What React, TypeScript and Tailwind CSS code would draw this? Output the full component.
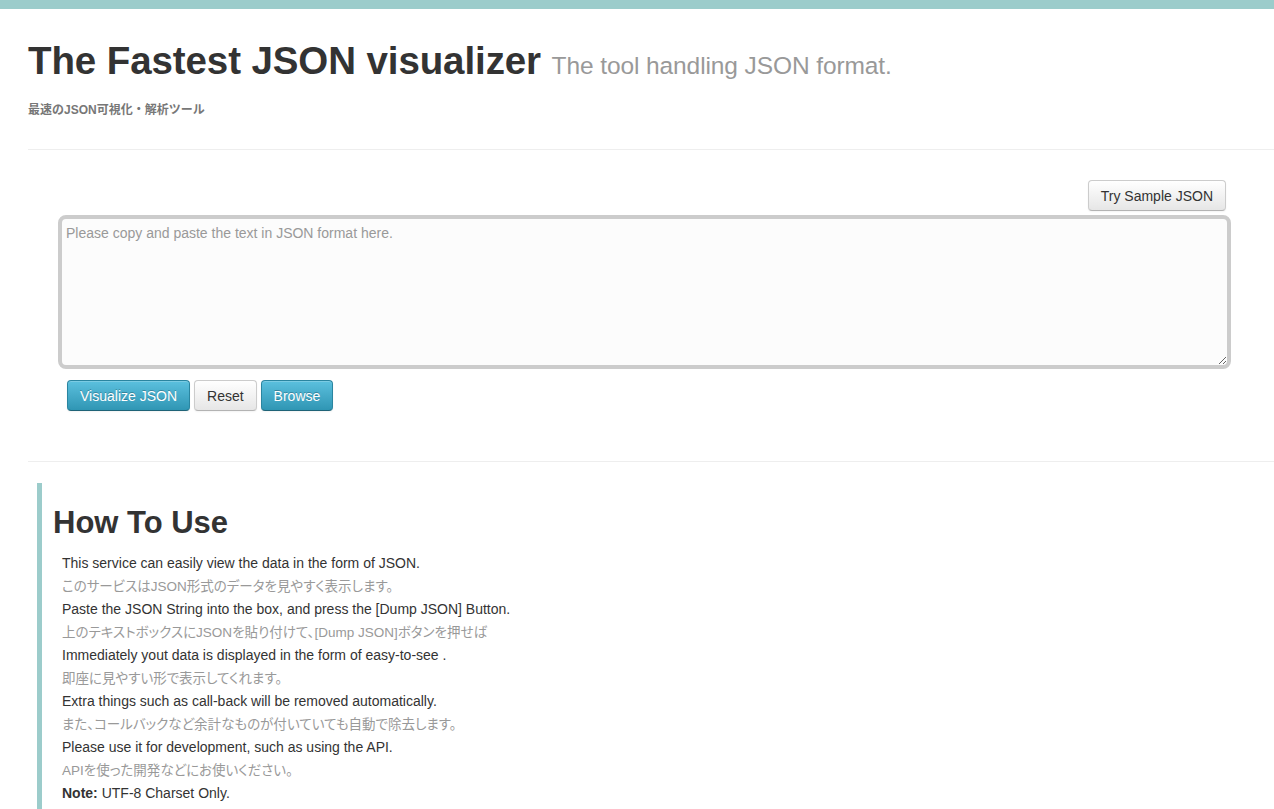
const lines: { text: string; ja?: boolean }[] = [
  { text: "This service can easily view the data in the form of JSON." },
  { text: "このサービスはJSON形式のデータを見やすく表示します。", ja: true },
  { text: "Paste the JSON String into the box, and press the [Dump JSON] Button." },
  { text: "上のテキストボックスにJSONを貼り付けて、[Dump JSON]ボタンを押せば", ja: true },
  { text: "Immediately yout data is displayed in the form of easy-to-see ." },
  { text: "即座に見やすい形で表示してくれます。", ja: true },
  { text: "Extra things such as call-back will be removed automatically." },
  { text: "また、コールバックなど余計なものが付いていても自動で除去します。", ja: true },
  { text: "Please use it for development, such as using the API." },
  { text: "APIを使った開発などにお使いください。", ja: true },
];

const btnDefault =
  "h-[31px] rounded-[4px] border border-[#cccccc] border-b-[#b3b3b3] bg-gradient-to-b from-white to-[#e6e6e6] px-[12px] text-[14px] leading-[20px] text-[#333333] shadow-[inset_0_1px_0_rgba(255,255,255,0.2),0_1px_2px_rgba(0,0,0,0.05)]";
const btnInfo =
  "h-[31px] rounded-[4px] border border-[#2a85a0] border-b-[#1f6377] bg-gradient-to-b from-[#5bc0de] to-[#2f96b4] px-[12px] text-[14px] leading-[20px] text-white [text-shadow:0_-1px_0_rgba(0,0,0,0.25)] shadow-[inset_0_1px_0_rgba(255,255,255,0.2),0_1px_2px_rgba(0,0,0,0.05)]";

const App = () => {
  return (
    <div className="min-h-screen bg-white font-['Liberation_Sans','Noto_Sans_CJK_JP',sans-serif] text-[14px] text-[#333333]">
      <div className="h-[9px] bg-[#9ccccb]" />
      <div className="pl-[28px]">
        <h1 className="mt-[32px] text-[38.5px] leading-[40px] font-bold tracking-[-0.1px] text-[#333333]">
          The Fastest JSON visualizer{" "}
          <small className="text-[24.5px] font-normal text-[#999999]">
            The tool handling JSON format.
          </small>
        </h1>
        <p className="mt-[15px] text-[12px] leading-[18px] font-bold text-[#777777]">
          最速のJSON可視化・解析ツール
        </p>
        <hr className="mt-[30px] border-0 border-t border-[#eeeeee]" />

        <div className="mt-[30px] ml-[30px] w-[1173px]">
          <div className="flex justify-end pr-[5px]">
            <button type="button" className={btnDefault}>
              Try Sample JSON
            </button>
          </div>
          <textarea
            placeholder="Please copy and paste the text in JSON format here."
            className="mt-[4px] block h-[154px] w-full rounded-[8px] border-[4px] border-[#cccccc] bg-[#fcfcfc] p-[4px] text-[14px] leading-[20px] outline-none placeholder:text-[#999999]"
          />
          <div className="mt-[11px] flex gap-[4px] pl-[9px]">
            <button type="button" className={btnInfo}>
              Visualize JSON
            </button>
            <button type="button" className={btnDefault}>
              Reset
            </button>
            <button type="button" className={btnInfo}>
              Browse
            </button>
          </div>
        </div>

        <hr className="mt-[50px] border-0 border-t border-[#eeeeee]" />

        <div className="mt-[21px] ml-[9px] border-l-[5px] border-[#9ccccb] pt-[20px] pb-[20px] pl-[11px]">
          <h2 className="text-[31px] leading-[40px] font-bold text-[#333333]">
            How To Use
          </h2>
          <div className="mt-[9px] pl-[9px] text-[14px] leading-[23px]">
            {lines.map((l, i) => (
              <p
                key={i}
                className={
                  l.ja
                    ? "text-[13.5px] text-[#999999] [font-feature-settings:'palt']"
                    : "text-[#333333]"
                }
              >
                {l.text}
              </p>
            ))}
            <p className="text-[#333333]">
              <strong>Note:</strong> UTF-8 Charset Only.
            </p>
          </div>
        </div>
      </div>
    </div>
  );
};

export default App;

.....

**Set task:**
Restate the full listing verbatim and drop every picture.

**Result:**
What React, TypeScript and Tailwind CSS code would draw this? Output the full component.
const lines: { text: string; ja?: boolean }[] = [
  { text: "This service can easily view the data in the form of JSON." },
  { text: "このサービスはJSON形式のデータを見やすく表示します。", ja: true },
  { text: "Paste the JSON String into the box, and press the [Dump JSON] Button." },
  { text: "上のテキストボックスにJSONを貼り付けて、[Dump JSON]ボタンを押せば", ja: true },
  { text: "Immediately yout data is displayed in the form of easy-to-see ." },
  { text: "即座に見やすい形で表示してくれます。", ja: true },
  { text: "Extra things such as call-back will be removed automatically." },
  { text: "また、コールバックなど余計なものが付いていても自動で除去します。", ja: true },
  { text: "Please use it for development, such as using the API." },
  { text: "APIを使った開発などにお使いください。", ja: true },
];

const btnDefault =
  "h-[31px] rounded-[4px] border border-[#cccccc] border-b-[#b3b3b3] bg-gradient-to-b from-white to-[#e6e6e6] px-[12px] text-[14px] leading-[20px] text-[#333333] shadow-[inset_0_1px_0_rgba(255,255,255,0.2),0_1px_2px_rgba(0,0,0,0.05)]";
const btnInfo =
  "h-[31px] rounded-[4px] border border-[#2a85a0] border-b-[#1f6377] bg-gradient-to-b from-[#5bc0de] to-[#2f96b4] px-[12px] text-[14px] leading-[20px] text-white [text-shadow:0_-1px_0_rgba(0,0,0,0.25)] shadow-[inset_0_1px_0_rgba(255,255,255,0.2),0_1px_2px_rgba(0,0,0,0.05)]";

const App = () => {
  return (
    <div className="min-h-screen bg-white font-['Liberation_Sans','Noto_Sans_CJK_JP',sans-serif] text-[14px] text-[#333333]">
      <div className="h-[9px] bg-[#9ccccb]" />
      <div className="pl-[28px]">
        <h1 className="mt-[32px] text-[38.5px] leading-[40px] font-bold tracking-[-0.1px] text-[#333333]">
          The Fastest JSON visualizer{" "}
          <small className="text-[24.5px] font-normal text-[#999999]">
            The tool handling JSON format.
          </small>
        </h1>
        <p className="mt-[15px] text-[12px] leading-[18px] font-bold text-[#777777]">
          最速のJSON可視化・解析ツール
        </p>
        <hr className="mt-[30px] border-0 border-t border-[#eeeeee]" />

        <div className="mt-[30px] ml-[30px] w-[1173px]">
          <div className="flex justify-end pr-[5px]">
            <button type="button" className={btnDefault}>
              Try Sample JSON
            </button>
          </div>
          <textarea
            placeholder="Please copy and paste the text in JSON format here."
            className="mt-[4px] block h-[154px] w-full rounded-[8px] border-[4px] border-[#cccccc] bg-[#fcfcfc] p-[4px] text-[14px] leading-[20px] outline-none placeholder:text-[#999999]"
          />
          <div className="mt-[11px] flex gap-[4px] pl-[9px]">
            <button type="button" className={btnInfo}>
              Visualize JSON
            </button>
            <button type="button" className={btnDefault}>
              Reset
            </button>
            <button type="button" className={btnInfo}>
              Browse
            </button>
          </div>
        </div>

        <hr className="mt-[50px] border-0 border-t border-[#eeeeee]" />

        <div className="mt-[21px] ml-[9px] border-l-[5px] border-[#9ccccb] pt-[20px] pb-[20px] pl-[11px]">
          <h2 className="text-[31px] leading-[40px] font-bold text-[#333333]">
            How To Use
          </h2>
          <div className="mt-[9px] pl-[9px] text-[14px] leading-[23px]">
            {lines.map((l, i) => (
              <p
                key={i}
                className={
                  l.ja
                    ? "text-[13.5px] text-[#999999] [font-feature-settings:'palt']"
                    : "text-[#333333]"
                }
              >
                {l.text}
              </p>
            ))}
            <p className="text-[#333333]">
              <strong>Note:</strong> UTF-8 Charset Only.
            </p>
          </div>
        </div>
      </div>
    </div>
  );
};

export default App;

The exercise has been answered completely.